Moment Reenacting: Inverse Motion Degradation with Cross-shutter Guidance

Abstract

Motion degradation, manifested as blur in global shutter (GS) images or rolling shutter (RS) distortion in RS counterparts, remains a fundamental challenge in computational imaging, especially under fast motion or low-light conditions. While prior works have treated blur decomposition and RS temporal super-resolution as separate tasks, this separation fails to exploit their intrinsic complementarity. In this paper, we propose a unified framework to invert motion degradation and reenact imaging moment by jointly leveraging the complementary characteristics of GS blur and RS distortion. To this end, we introduce a novel dual-shutter setup that captures synchronized blur-RS image pairs and demonstrate that this combination effectively resolves temporal and spatial ambiguities inherent in both modalities. For allowing flexible performance-cost trade-offs, we further extend this dual-shutter setup to a stereo Blur-RS configuration with a narrow baseline. In addition, we construct a triaxial imaging system to collect a real-world dataset with aligned GS-RS pairs and ground-truth high-speed frames, enabling robust training and evaluation beyond synthetic data. Our proposed network explicitly disentangles motion into context-aware and temporally-sensitive representations via a dual-stream motion interpretation module, followed by a self-prompted frame reconstruction stage. Extensive experiments validate the superiority and generalizability of our approach, establishing a new paradigm for realistic high-speed video reconstruction under complex motion degradations.

Method Overview

In general, the model framework is structured into two sequential stages: motion interpretation followed by frame reconstruction.

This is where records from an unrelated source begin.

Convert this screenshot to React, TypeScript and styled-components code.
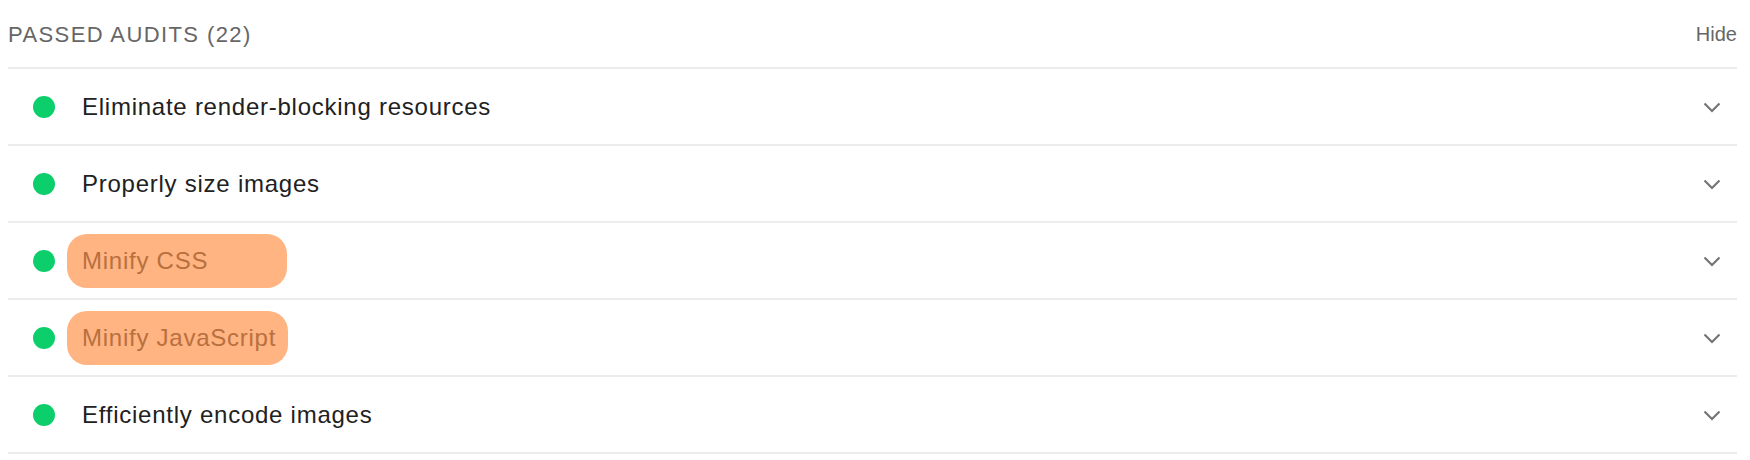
import React from 'react';
import styled, { createGlobalStyle } from "styled-components";

type AuditType = {
    title: string
    highlighted?: boolean
}

const audits: AuditType[] = [
    { title: "Eliminate render-blocking resources" },
    { title: "Properly size images" },
    { title: "Minify CSS", highlighted: true },
    { title: "Minify JavaScript", highlighted: true },
    { title: "Efficiently encode images" },
];

const Chevron = () => (
    <svg width="18" height="11" viewBox="0 0 18 11">
        <polyline points="1.5,1.5 9,9 16.5,1.5" fill="none" stroke="#757575" strokeWidth="2.2" />
    </svg>
);

const AuditRow = (props: AuditType) => {
    return (
        <Row>
            <Dot />
            <Title highlighted={props.highlighted}>{props.title}</Title>
            <Toggle><Chevron /></Toggle>
        </Row>
    );
};

export default function App() {
    return (
        <>
            <GlobalStyle />
            <Section>
                <Header>
                    <Heading>Passed audits <Count>(22)</Count></Heading>
                    <HideLink>Hide</HideLink>
                </Header>
                {audits.map(a => <AuditRow key={a.title} {...a} />)}
            </Section>
        </>
    );
}

const GlobalStyle = createGlobalStyle`
  body {
    margin: 0;
    background: #fff;
    font-family: "Liberation Sans", Arial, sans-serif;
  }
`

const Section = styled.div`
  padding: 0 13px 0 8px;
`

const Header = styled.div`
  display: flex;
  align-items: center;
  justify-content: space-between;
  height: 67px;
  border-bottom: 2px solid #ececec;
`

const Heading = styled.div`
  font-size: 22px;
  letter-spacing: 1.4px;
  text-transform: uppercase;
  color: #666666;
  padding-top: 2px;
`

const Count = styled.span`
  text-transform: none;
`

const HideLink = styled.a`
  font-size: 20px;
  color: #666666;
  padding-top: 2px;
`

const Row = styled.div`
  display: flex;
  align-items: center;
  height: 75px;
  border-bottom: 2px solid #ececec;
`

const Dot = styled.span`
  width: 22px;
  height: 22px;
  border-radius: 50%;
  background: #0cce6b;
  margin-left: 25px;
  flex-shrink: 0;
`

const Title = styled.span<{ highlighted?: boolean }>`
  display: flex;
  align-items: center;
  box-sizing: border-box;
  height: 54px;
  min-width: 220px;
  margin-left: 12px;
  padding: 0 12px 0 15px;
  border-radius: 20px;
  font-size: 24px;
  letter-spacing: 0.75px;
  color: ${p => p.highlighted ? "#b8703f" : "#212121"};
  background: ${p => p.highlighted ? "#ffb482" : "transparent"};
`

const Toggle = styled.span`
  margin-left: auto;
  margin-right: 16px;
  display: flex;
  align-items: center;
  padding-top: 2px;
`
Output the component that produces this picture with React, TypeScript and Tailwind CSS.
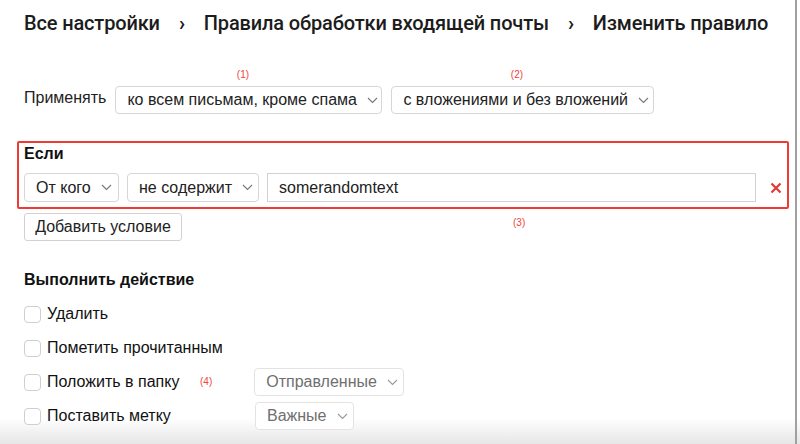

The motion interpretation (MI) phase is designed to iteratively exploit the merits of our Blur-RS combination, employing three motion interpretation blocks under the guidance of a teacher module. With the enhancement of temporal positional encoding, it explicitly emphasizes the contextual characterization and temporal abstraction from disentangled blur and RS streams, respectively. The frame reconstruction part is implemented through GenNet in an encoder-decoder architecture. We propose a novel self-prompter based on motion residues to precisely and adaptively refine the warped latent frames.

Optical System and RealBR Dataset

Rather than a biaxial system for image-to-image deblurring, we develop a triaxial imaging system that simultaneously captures Blur-RS pairs along with high-speed ground truth, and collect a real dataset named RealBR (video samples shown as below).